— start of DATA RECORDS —

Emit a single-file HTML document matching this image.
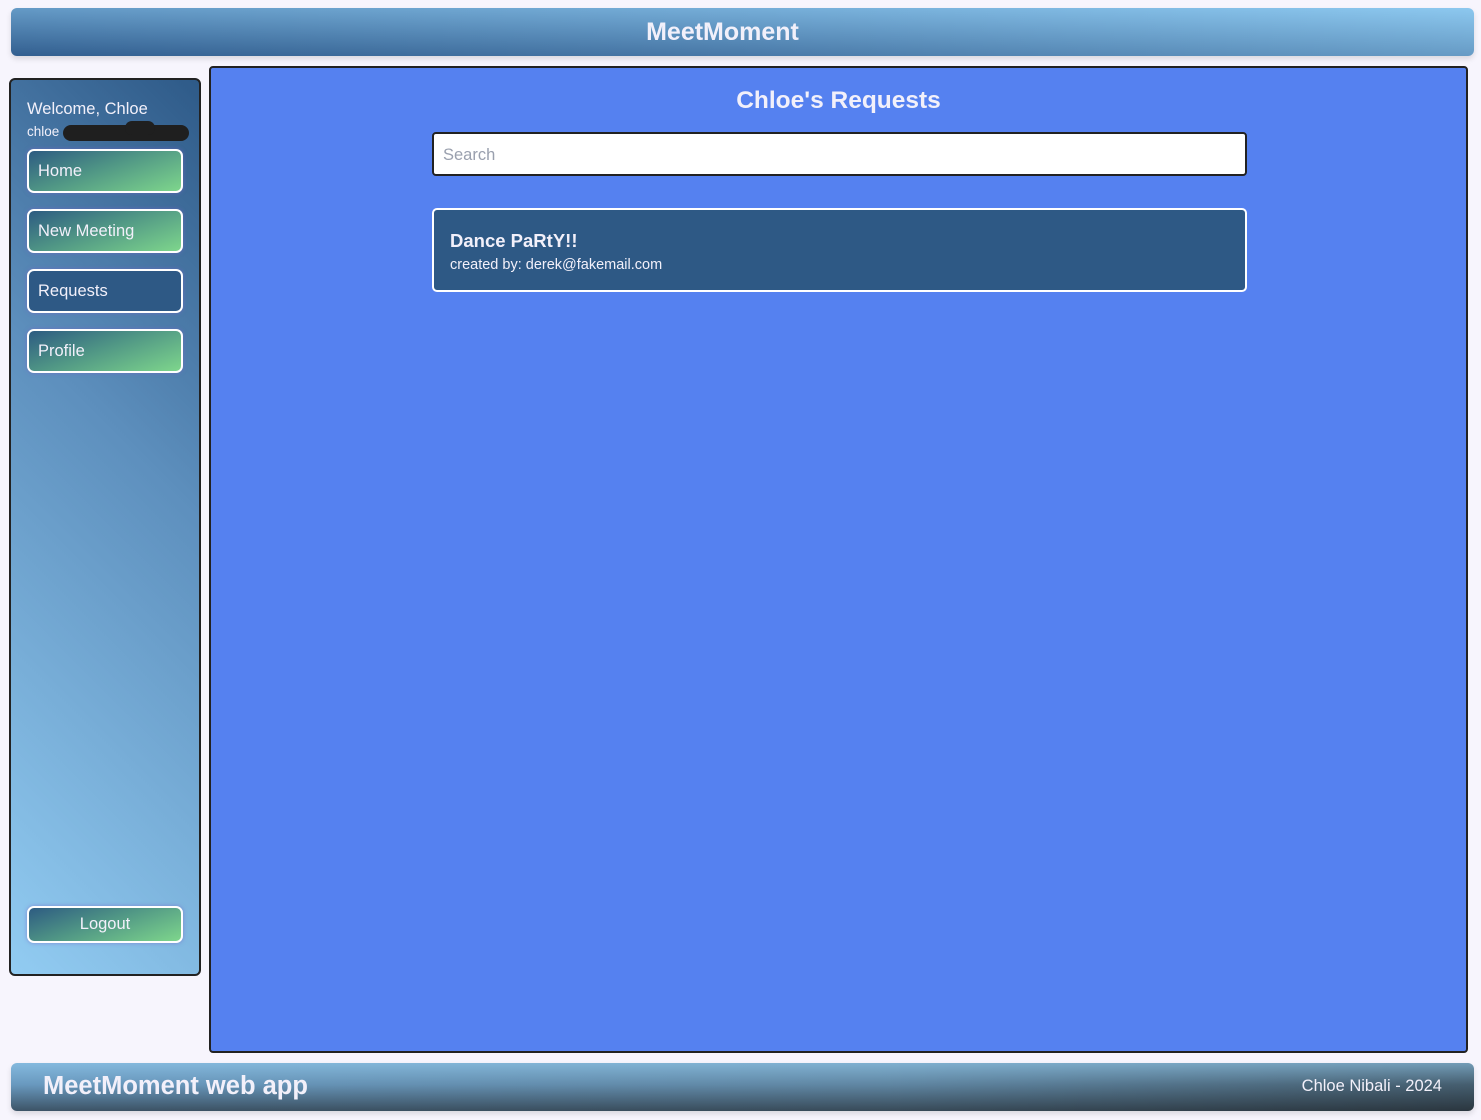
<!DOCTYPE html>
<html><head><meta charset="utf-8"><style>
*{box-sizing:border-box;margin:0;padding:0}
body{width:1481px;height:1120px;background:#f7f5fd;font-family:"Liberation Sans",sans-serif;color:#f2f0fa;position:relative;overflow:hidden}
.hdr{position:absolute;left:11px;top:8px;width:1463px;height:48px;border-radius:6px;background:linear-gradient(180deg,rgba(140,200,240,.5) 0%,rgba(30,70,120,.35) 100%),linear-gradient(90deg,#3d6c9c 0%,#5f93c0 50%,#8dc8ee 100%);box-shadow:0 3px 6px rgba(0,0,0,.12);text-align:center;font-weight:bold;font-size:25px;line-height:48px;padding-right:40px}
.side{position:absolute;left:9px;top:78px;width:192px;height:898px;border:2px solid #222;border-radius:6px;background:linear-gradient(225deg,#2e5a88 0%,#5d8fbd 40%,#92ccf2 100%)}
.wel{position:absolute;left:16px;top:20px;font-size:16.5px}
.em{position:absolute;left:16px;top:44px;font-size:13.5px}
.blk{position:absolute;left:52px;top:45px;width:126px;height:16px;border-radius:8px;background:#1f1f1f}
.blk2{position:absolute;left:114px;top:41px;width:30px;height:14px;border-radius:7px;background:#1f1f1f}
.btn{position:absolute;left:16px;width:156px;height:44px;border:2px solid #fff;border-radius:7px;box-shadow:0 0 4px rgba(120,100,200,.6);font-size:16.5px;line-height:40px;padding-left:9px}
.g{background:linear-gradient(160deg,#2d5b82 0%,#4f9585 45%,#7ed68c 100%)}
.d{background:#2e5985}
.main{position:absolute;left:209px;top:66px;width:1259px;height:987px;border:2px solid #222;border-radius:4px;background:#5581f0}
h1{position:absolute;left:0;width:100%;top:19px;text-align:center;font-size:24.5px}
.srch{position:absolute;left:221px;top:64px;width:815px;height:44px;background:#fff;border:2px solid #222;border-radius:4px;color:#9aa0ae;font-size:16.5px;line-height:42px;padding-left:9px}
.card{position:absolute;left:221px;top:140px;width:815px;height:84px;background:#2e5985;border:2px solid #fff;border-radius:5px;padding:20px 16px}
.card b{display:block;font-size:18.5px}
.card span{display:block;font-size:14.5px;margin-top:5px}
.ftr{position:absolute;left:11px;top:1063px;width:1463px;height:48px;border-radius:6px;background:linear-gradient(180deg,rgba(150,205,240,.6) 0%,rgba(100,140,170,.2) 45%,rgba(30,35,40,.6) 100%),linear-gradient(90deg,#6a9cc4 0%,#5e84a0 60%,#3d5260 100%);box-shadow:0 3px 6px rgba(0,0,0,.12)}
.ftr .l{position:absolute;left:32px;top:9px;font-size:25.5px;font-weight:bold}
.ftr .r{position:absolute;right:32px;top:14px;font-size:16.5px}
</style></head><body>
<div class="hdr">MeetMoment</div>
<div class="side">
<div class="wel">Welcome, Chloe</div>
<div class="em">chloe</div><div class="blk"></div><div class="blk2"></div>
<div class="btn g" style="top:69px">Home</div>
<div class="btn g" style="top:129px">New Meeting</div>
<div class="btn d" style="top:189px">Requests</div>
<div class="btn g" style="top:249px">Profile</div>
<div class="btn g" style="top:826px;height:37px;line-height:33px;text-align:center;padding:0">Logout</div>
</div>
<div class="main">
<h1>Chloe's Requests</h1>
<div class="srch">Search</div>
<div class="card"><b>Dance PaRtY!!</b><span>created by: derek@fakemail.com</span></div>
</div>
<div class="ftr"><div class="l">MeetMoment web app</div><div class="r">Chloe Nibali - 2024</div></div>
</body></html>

— end of DATA RECORDS —
— start of DATA RECORDS —

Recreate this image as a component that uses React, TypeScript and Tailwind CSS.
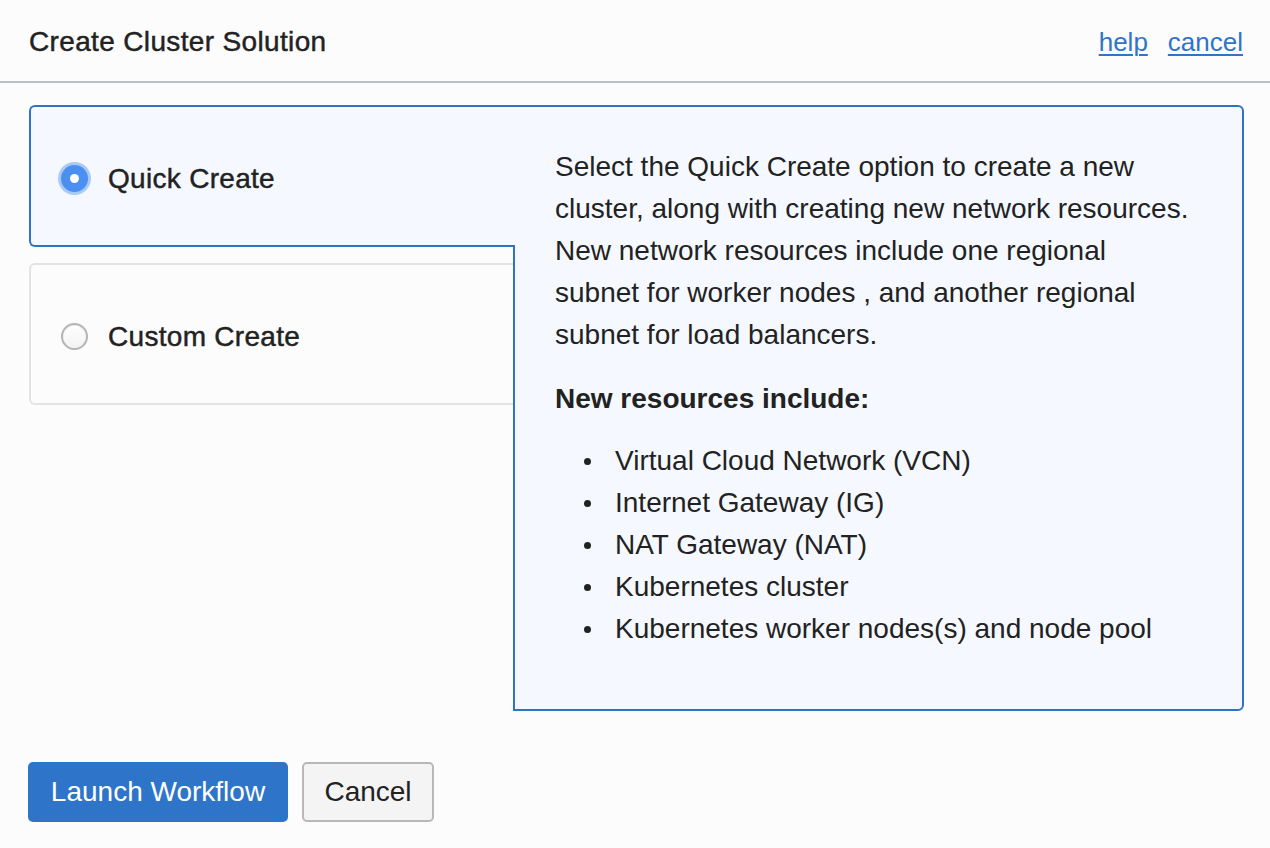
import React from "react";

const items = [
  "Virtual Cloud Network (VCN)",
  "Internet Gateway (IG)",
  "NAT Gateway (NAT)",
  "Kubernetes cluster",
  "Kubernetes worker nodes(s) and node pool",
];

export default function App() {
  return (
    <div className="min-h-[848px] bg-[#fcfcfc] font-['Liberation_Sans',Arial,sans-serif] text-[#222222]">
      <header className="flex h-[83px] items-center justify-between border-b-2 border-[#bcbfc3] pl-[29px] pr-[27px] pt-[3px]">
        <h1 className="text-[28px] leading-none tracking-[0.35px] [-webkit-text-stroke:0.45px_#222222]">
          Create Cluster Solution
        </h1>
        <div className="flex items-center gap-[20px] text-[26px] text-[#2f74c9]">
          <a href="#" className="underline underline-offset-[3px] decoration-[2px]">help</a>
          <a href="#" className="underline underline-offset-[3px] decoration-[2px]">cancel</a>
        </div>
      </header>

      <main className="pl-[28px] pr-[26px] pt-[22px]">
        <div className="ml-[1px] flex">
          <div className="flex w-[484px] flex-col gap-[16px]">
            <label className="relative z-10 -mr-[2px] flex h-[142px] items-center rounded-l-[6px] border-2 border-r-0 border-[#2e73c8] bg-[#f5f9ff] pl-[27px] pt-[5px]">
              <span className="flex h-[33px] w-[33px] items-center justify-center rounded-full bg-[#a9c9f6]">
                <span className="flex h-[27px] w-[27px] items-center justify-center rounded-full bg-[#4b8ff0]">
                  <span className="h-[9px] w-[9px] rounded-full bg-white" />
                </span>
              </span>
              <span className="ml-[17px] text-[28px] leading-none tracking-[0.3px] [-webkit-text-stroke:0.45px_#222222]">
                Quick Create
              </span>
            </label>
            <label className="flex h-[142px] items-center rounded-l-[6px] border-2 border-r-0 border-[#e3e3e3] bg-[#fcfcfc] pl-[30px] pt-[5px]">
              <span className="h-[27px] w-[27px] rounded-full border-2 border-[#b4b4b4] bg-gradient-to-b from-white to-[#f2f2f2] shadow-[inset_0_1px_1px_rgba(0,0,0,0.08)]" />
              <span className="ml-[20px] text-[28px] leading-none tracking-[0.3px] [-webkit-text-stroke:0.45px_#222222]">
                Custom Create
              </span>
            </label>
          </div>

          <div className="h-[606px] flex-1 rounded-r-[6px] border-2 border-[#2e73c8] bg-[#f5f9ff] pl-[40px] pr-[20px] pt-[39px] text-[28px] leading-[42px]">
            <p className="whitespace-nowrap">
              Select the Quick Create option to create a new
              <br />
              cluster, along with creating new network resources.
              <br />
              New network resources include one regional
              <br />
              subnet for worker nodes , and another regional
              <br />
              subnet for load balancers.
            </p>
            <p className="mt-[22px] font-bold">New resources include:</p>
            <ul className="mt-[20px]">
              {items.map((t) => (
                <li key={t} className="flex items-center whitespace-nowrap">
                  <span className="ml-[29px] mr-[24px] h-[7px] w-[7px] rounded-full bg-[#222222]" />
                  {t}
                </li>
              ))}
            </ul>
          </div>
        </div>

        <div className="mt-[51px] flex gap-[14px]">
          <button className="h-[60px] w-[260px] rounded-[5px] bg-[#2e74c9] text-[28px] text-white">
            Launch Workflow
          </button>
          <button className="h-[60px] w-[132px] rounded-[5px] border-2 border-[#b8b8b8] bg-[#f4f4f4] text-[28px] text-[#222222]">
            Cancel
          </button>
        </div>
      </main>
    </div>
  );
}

— end of DATA RECORDS —
— start of DATA RECORDS —

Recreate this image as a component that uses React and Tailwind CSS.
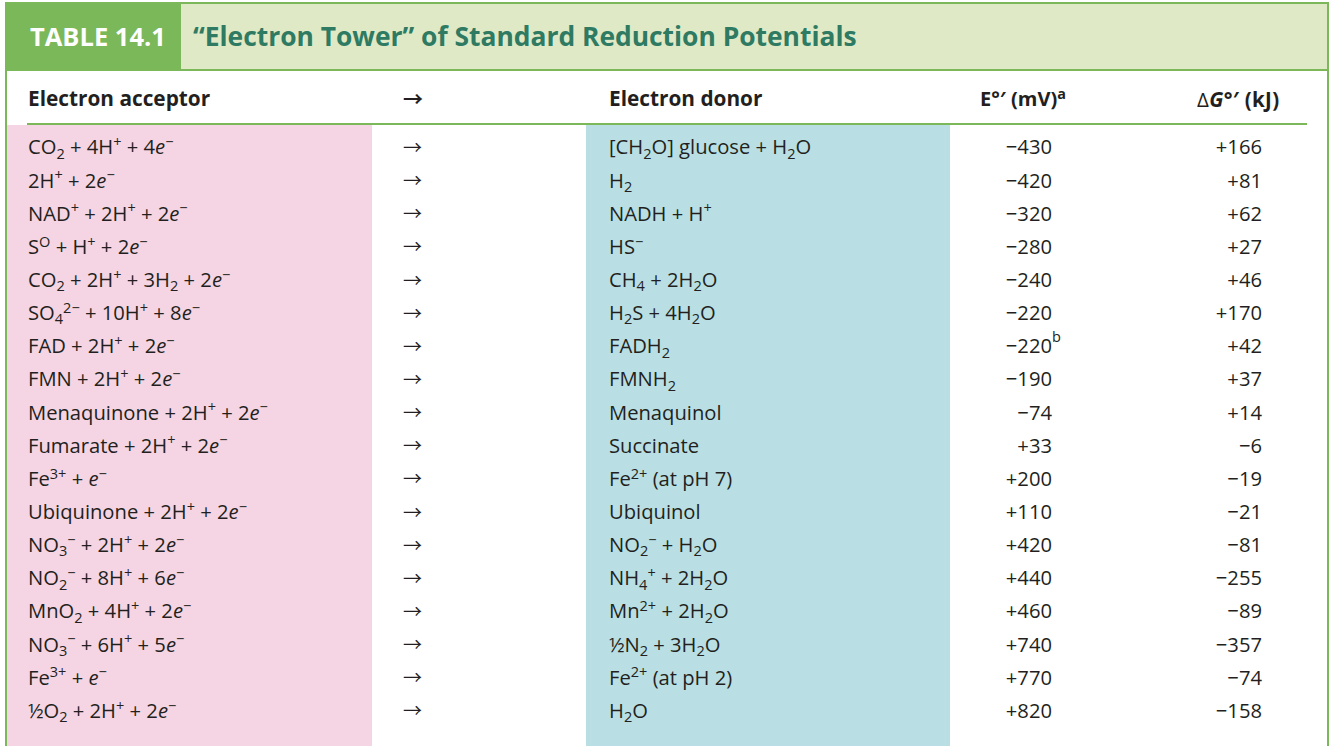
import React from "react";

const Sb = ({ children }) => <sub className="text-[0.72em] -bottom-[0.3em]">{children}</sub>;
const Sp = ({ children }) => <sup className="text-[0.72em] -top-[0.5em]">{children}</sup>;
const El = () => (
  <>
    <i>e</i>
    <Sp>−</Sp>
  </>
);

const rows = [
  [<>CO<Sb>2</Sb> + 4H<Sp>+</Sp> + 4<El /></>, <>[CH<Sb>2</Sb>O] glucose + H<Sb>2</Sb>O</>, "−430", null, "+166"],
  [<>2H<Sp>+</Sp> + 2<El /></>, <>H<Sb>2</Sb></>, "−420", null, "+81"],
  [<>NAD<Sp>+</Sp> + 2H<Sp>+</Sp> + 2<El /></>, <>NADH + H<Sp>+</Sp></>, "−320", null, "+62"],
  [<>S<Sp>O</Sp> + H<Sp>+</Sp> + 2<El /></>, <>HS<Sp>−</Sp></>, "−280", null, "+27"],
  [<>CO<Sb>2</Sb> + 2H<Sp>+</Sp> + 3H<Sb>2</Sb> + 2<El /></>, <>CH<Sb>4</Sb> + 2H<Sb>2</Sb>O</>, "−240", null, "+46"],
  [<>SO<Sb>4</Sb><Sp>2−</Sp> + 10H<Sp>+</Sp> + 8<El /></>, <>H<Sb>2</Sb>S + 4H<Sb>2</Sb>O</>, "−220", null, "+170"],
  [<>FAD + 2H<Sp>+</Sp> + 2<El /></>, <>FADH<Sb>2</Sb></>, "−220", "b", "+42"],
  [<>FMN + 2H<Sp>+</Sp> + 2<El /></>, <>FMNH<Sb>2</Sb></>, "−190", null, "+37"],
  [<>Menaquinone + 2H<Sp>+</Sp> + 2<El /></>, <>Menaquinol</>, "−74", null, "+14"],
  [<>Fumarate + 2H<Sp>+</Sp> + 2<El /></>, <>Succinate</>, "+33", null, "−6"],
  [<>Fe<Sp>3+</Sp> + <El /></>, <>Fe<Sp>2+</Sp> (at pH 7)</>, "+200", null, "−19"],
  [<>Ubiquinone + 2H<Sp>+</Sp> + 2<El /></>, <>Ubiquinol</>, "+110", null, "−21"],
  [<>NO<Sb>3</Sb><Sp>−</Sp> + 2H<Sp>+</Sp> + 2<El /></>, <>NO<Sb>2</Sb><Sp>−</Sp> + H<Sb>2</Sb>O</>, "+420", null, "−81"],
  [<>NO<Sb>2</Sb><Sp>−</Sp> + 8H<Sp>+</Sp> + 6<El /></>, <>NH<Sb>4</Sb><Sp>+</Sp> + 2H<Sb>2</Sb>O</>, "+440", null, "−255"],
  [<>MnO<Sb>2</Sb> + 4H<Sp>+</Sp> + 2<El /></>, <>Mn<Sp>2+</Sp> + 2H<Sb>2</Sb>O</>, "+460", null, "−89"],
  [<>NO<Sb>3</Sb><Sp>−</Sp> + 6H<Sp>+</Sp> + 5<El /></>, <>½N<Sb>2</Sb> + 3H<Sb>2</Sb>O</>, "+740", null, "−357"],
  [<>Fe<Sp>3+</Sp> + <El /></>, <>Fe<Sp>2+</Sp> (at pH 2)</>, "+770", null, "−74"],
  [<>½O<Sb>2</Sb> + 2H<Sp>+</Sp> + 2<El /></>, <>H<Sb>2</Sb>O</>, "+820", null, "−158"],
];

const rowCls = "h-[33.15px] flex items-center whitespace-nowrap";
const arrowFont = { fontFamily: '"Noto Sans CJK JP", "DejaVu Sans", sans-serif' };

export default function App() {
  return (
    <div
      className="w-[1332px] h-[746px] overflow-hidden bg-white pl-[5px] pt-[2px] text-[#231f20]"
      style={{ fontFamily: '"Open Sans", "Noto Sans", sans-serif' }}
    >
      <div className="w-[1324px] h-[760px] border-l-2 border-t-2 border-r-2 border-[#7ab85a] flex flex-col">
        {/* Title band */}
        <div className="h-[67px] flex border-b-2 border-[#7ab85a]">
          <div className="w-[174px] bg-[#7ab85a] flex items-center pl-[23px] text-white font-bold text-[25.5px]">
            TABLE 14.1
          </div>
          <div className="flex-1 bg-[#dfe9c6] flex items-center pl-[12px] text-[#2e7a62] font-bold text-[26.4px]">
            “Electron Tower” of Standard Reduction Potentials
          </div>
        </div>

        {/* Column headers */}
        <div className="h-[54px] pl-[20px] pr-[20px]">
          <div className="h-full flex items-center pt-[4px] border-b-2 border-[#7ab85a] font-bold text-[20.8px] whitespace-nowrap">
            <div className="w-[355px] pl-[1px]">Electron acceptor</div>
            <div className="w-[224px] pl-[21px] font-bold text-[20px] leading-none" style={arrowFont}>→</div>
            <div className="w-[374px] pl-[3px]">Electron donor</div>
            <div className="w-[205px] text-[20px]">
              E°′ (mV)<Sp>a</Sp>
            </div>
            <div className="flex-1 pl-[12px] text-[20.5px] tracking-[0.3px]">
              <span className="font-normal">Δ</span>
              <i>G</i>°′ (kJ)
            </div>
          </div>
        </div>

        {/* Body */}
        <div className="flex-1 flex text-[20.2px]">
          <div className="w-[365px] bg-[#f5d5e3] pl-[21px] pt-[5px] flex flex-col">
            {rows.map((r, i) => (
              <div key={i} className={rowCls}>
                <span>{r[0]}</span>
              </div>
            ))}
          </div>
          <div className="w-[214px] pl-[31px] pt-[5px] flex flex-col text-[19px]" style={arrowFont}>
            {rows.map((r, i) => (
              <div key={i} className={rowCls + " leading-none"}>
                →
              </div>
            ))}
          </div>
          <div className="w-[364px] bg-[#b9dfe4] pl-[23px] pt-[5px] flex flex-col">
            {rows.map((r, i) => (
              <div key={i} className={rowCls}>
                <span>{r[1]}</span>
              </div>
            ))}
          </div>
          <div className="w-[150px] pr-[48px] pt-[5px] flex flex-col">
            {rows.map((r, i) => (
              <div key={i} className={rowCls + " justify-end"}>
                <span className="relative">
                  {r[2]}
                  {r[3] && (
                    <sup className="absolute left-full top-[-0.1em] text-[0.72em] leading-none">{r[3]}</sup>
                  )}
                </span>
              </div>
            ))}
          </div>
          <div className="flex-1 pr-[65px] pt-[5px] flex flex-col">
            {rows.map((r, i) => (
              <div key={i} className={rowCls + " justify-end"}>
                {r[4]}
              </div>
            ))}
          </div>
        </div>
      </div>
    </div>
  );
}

— end of DATA RECORDS —

Return every line containing "image".

Emit a single-file HTML document matching this image.
Recreate this image as a component that uses React, TypeScript and Tailwind CSS.
Recreate this image as a component that uses React and Tailwind CSS.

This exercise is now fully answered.